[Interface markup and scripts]
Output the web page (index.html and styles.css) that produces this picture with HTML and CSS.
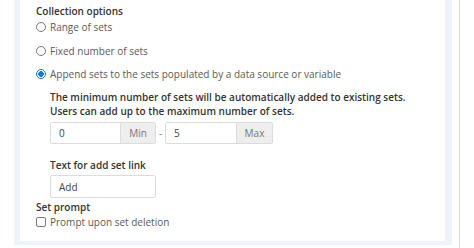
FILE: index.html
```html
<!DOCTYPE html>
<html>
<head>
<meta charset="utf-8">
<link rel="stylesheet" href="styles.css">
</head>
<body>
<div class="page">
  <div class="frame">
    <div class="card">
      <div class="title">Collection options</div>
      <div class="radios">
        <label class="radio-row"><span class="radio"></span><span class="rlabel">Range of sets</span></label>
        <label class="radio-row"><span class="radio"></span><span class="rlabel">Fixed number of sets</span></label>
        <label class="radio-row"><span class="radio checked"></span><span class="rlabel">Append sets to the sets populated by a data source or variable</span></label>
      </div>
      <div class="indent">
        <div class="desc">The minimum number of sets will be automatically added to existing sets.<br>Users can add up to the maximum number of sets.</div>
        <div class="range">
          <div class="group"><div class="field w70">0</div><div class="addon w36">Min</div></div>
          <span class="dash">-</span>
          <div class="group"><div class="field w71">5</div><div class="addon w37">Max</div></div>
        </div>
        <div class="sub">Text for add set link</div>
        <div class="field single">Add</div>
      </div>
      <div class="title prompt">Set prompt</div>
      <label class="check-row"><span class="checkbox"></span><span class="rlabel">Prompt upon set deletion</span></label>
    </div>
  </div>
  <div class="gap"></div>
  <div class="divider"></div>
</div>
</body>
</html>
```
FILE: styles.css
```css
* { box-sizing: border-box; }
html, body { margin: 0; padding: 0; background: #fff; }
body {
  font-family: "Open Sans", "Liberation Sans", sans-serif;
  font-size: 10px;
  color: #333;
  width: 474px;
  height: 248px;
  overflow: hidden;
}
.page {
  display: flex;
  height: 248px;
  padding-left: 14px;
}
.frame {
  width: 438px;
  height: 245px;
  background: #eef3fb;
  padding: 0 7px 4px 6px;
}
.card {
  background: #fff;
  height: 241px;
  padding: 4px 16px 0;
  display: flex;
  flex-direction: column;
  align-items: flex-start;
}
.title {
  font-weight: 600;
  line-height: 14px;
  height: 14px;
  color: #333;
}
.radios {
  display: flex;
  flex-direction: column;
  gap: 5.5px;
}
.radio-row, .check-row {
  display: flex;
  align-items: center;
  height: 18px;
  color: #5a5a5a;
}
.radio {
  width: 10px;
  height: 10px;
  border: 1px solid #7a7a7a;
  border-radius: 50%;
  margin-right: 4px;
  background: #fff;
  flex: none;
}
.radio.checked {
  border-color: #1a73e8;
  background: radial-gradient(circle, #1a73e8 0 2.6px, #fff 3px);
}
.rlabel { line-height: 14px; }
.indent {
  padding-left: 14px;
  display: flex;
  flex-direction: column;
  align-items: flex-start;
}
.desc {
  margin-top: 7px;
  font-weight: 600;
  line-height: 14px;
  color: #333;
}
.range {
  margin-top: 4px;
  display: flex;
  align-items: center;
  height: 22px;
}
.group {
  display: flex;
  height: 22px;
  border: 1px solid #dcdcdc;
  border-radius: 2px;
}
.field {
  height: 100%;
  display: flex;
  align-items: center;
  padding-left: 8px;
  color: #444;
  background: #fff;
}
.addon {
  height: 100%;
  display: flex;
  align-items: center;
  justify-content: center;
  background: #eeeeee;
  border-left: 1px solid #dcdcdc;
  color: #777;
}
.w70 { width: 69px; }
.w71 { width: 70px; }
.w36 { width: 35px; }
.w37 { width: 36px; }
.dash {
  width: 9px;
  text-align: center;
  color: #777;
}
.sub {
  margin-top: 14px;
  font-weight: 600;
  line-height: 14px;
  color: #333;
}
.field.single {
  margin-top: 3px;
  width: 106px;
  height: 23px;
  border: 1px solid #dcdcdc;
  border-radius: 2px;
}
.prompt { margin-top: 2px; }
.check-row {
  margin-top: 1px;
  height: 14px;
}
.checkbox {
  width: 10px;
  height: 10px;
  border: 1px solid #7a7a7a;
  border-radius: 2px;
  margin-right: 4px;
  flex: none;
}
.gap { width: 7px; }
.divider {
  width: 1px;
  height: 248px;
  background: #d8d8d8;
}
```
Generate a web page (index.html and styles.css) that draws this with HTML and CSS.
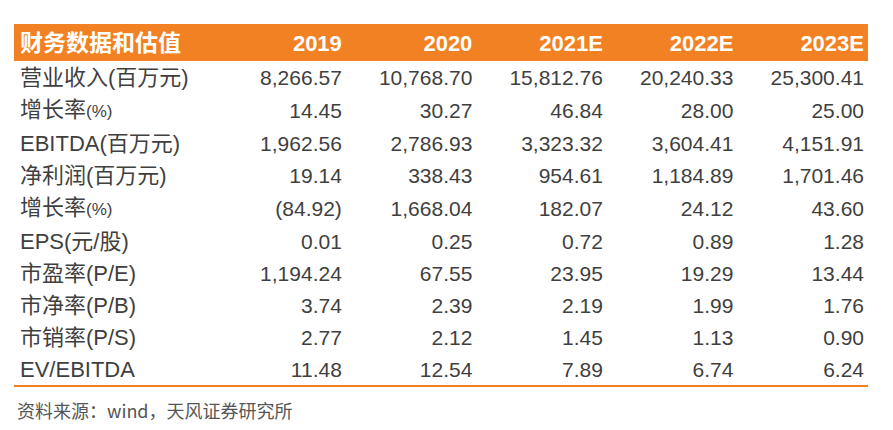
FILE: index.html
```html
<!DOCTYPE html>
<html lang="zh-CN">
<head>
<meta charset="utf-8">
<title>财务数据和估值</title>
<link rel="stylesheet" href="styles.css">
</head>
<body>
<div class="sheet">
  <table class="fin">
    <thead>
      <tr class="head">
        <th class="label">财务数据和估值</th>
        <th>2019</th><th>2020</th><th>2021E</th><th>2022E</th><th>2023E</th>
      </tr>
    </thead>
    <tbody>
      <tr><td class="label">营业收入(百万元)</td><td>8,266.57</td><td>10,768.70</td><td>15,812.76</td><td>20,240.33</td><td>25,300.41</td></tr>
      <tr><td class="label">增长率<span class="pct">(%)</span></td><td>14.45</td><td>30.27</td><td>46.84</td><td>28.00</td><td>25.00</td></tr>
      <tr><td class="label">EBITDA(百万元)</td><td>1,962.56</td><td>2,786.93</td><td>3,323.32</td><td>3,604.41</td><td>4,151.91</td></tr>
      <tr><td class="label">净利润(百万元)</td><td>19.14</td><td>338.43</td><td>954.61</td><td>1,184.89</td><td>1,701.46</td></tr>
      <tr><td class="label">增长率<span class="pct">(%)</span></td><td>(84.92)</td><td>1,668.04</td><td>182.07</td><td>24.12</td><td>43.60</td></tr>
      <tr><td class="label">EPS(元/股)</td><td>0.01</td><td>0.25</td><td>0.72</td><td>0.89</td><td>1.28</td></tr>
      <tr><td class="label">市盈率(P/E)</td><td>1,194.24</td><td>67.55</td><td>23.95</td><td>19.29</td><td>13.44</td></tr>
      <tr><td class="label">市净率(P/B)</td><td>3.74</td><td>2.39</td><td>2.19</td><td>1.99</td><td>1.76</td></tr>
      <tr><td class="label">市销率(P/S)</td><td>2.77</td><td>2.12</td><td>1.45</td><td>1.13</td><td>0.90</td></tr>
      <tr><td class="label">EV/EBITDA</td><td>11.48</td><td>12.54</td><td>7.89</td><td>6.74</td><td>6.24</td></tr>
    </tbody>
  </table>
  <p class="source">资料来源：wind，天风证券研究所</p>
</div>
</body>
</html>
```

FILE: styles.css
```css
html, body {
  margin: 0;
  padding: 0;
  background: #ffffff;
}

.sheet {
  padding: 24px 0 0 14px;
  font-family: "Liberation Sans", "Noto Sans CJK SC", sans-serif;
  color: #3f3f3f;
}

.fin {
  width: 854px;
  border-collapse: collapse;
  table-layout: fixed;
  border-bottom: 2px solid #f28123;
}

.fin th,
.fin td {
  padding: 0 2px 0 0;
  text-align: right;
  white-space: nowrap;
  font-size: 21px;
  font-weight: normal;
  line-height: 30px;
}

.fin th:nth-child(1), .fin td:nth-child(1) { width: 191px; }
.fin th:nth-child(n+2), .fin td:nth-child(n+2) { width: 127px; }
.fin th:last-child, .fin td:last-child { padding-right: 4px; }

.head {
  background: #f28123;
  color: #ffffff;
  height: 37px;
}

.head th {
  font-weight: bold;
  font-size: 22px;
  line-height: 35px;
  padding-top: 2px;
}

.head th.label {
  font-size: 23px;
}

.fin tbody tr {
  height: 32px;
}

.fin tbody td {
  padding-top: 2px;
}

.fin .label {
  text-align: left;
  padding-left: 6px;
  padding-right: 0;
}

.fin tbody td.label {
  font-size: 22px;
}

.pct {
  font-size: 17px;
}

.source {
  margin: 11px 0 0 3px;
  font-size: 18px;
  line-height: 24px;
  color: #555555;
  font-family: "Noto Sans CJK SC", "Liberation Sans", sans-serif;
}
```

→ **PROBLEM**
Do not copy the pictures, but repeat every line exactly.

→ **EXERCISE SOLUTION**
Output the web page (index.html and styles.css) that produces this picture with HTML and CSS.
FILE: index.html
```html
<!DOCTYPE html>
<html>
<head>
<meta charset="utf-8">
<link rel="stylesheet" href="styles.css">
</head>
<body>
<div class="page">
  <div class="frame">
    <div class="card">
      <div class="title">Collection options</div>
      <div class="radios">
        <label class="radio-row"><span class="radio"></span><span class="rlabel">Range of sets</span></label>
        <label class="radio-row"><span class="radio"></span><span class="rlabel">Fixed number of sets</span></label>
        <label class="radio-row"><span class="radio checked"></span><span class="rlabel">Append sets to the sets populated by a data source or variable</span></label>
      </div>
      <div class="indent">
        <div class="desc">The minimum number of sets will be automatically added to existing sets.<br>Users can add up to the maximum number of sets.</div>
        <div class="range">
          <div class="group"><div class="field w70">0</div><div class="addon w36">Min</div></div>
          <span class="dash">-</span>
          <div class="group"><div class="field w71">5</div><div class="addon w37">Max</div></div>
        </div>
        <div class="sub">Text for add set link</div>
        <div class="field single">Add</div>
      </div>
      <div class="title prompt">Set prompt</div>
      <label class="check-row"><span class="checkbox"></span><span class="rlabel">Prompt upon set deletion</span></label>
    </div>
  </div>
  <div class="gap"></div>
  <div class="divider"></div>
</div>
</body>
</html>
```
FILE: styles.css
```css
* { box-sizing: border-box; }
html, body { margin: 0; padding: 0; background: #fff; }
body {
  font-family: "Open Sans", "Liberation Sans", sans-serif;
  font-size: 10px;
  color: #333;
  width: 474px;
  height: 248px;
  overflow: hidden;
}
.page {
  display: flex;
  height: 248px;
  padding-left: 14px;
}
.frame {
  width: 438px;
  height: 245px;
  background: #eef3fb;
  padding: 0 7px 4px 6px;
}
.card {
  background: #fff;
  height: 241px;
  padding: 4px 16px 0;
  display: flex;
  flex-direction: column;
  align-items: flex-start;
}
.title {
  font-weight: 600;
  line-height: 14px;
  height: 14px;
  color: #333;
}
.radios {
  display: flex;
  flex-direction: column;
  gap: 5.5px;
}
.radio-row, .check-row {
  display: flex;
  align-items: center;
  height: 18px;
  color: #5a5a5a;
}
.radio {
  width: 10px;
  height: 10px;
  border: 1px solid #7a7a7a;
  border-radius: 50%;
  margin-right: 4px;
  background: #fff;
  flex: none;
}
.radio.checked {
  border-color: #1a73e8;
  background: radial-gradient(circle, #1a73e8 0 2.6px, #fff 3px);
}
.rlabel { line-height: 14px; }
.indent {
  padding-left: 14px;
  display: flex;
  flex-direction: column;
  align-items: flex-start;
}
.desc {
  margin-top: 7px;
  font-weight: 600;
  line-height: 14px;
  color: #333;
}
.range {
  margin-top: 4px;
  display: flex;
  align-items: center;
  height: 22px;
}
.group {
  display: flex;
  height: 22px;
  border: 1px solid #dcdcdc;
  border-radius: 2px;
}
.field {
  height: 100%;
  display: flex;
  align-items: center;
  padding-left: 8px;
  color: #444;
  background: #fff;
}
.addon {
  height: 100%;
  display: flex;
  align-items: center;
  justify-content: center;
  background: #eeeeee;
  border-left: 1px solid #dcdcdc;
  color: #777;
}
.w70 { width: 69px; }
.w71 { width: 70px; }
.w36 { width: 35px; }
.w37 { width: 36px; }
.dash {
  width: 9px;
  text-align: center;
  color: #777;
}
.sub {
  margin-top: 14px;
  font-weight: 600;
  line-height: 14px;
  color: #333;
}
.field.single {
  margin-top: 3px;
  width: 106px;
  height: 23px;
  border: 1px solid #dcdcdc;
  border-radius: 2px;
}
.prompt { margin-top: 2px; }
.check-row {
  margin-top: 1px;
  height: 14px;
}
.checkbox {
  width: 10px;
  height: 10px;
  border: 1px solid #7a7a7a;
  border-radius: 2px;
  margin-right: 4px;
  flex: none;
}
.gap { width: 7px; }
.divider {
  width: 1px;
  height: 248px;
  background: #d8d8d8;
}
```
Generate a web page (index.html and styles.css) that draws this with HTML and CSS.
FILE: index.html
```html
<!DOCTYPE html>
<html lang="zh-CN">
<head>
<meta charset="utf-8">
<title>财务数据和估值</title>
<link rel="stylesheet" href="styles.css">
</head>
<body>
<div class="sheet">
  <table class="fin">
    <thead>
      <tr class="head">
        <th class="label">财务数据和估值</th>
        <th>2019</th><th>2020</th><th>2021E</th><th>2022E</th><th>2023E</th>
      </tr>
    </thead>
    <tbody>
      <tr><td class="label">营业收入(百万元)</td><td>8,266.57</td><td>10,768.70</td><td>15,812.76</td><td>20,240.33</td><td>25,300.41</td></tr>
      <tr><td class="label">增长率<span class="pct">(%)</span></td><td>14.45</td><td>30.27</td><td>46.84</td><td>28.00</td><td>25.00</td></tr>
      <tr><td class="label">EBITDA(百万元)</td><td>1,962.56</td><td>2,786.93</td><td>3,323.32</td><td>3,604.41</td><td>4,151.91</td></tr>
      <tr><td class="label">净利润(百万元)</td><td>19.14</td><td>338.43</td><td>954.61</td><td>1,184.89</td><td>1,701.46</td></tr>
      <tr><td class="label">增长率<span class="pct">(%)</span></td><td>(84.92)</td><td>1,668.04</td><td>182.07</td><td>24.12</td><td>43.60</td></tr>
      <tr><td class="label">EPS(元/股)</td><td>0.01</td><td>0.25</td><td>0.72</td><td>0.89</td><td>1.28</td></tr>
      <tr><td class="label">市盈率(P/E)</td><td>1,194.24</td><td>67.55</td><td>23.95</td><td>19.29</td><td>13.44</td></tr>
      <tr><td class="label">市净率(P/B)</td><td>3.74</td><td>2.39</td><td>2.19</td><td>1.99</td><td>1.76</td></tr>
      <tr><td class="label">市销率(P/S)</td><td>2.77</td><td>2.12</td><td>1.45</td><td>1.13</td><td>0.90</td></tr>
      <tr><td class="label">EV/EBITDA</td><td>11.48</td><td>12.54</td><td>7.89</td><td>6.74</td><td>6.24</td></tr>
    </tbody>
  </table>
  <p class="source">资料来源：wind，天风证券研究所</p>
</div>
</body>
</html>
```

FILE: styles.css
```css
html, body {
  margin: 0;
  padding: 0;
  background: #ffffff;
}

.sheet {
  padding: 24px 0 0 14px;
  font-family: "Liberation Sans", "Noto Sans CJK SC", sans-serif;
  color: #3f3f3f;
}

.fin {
  width: 854px;
  border-collapse: collapse;
  table-layout: fixed;
  border-bottom: 2px solid #f28123;
}

.fin th,
.fin td {
  padding: 0 2px 0 0;
  text-align: right;
  white-space: nowrap;
  font-size: 21px;
  font-weight: normal;
  line-height: 30px;
}

.fin th:nth-child(1), .fin td:nth-child(1) { width: 191px; }
.fin th:nth-child(n+2), .fin td:nth-child(n+2) { width: 127px; }
.fin th:last-child, .fin td:last-child { padding-right: 4px; }

.head {
  background: #f28123;
  color: #ffffff;
  height: 37px;
}

.head th {
  font-weight: bold;
  font-size: 22px;
  line-height: 35px;
  padding-top: 2px;
}

.head th.label {
  font-size: 23px;
}

.fin tbody tr {
  height: 32px;
}

.fin tbody td {
  padding-top: 2px;
}

.fin .label {
  text-align: left;
  padding-left: 6px;
  padding-right: 0;
}

.fin tbody td.label {
  font-size: 22px;
}

.pct {
  font-size: 17px;
}

.source {
  margin: 11px 0 0 3px;
  font-size: 18px;
  line-height: 24px;
  color: #555555;
  font-family: "Noto Sans CJK SC", "Liberation Sans", sans-serif;
}
```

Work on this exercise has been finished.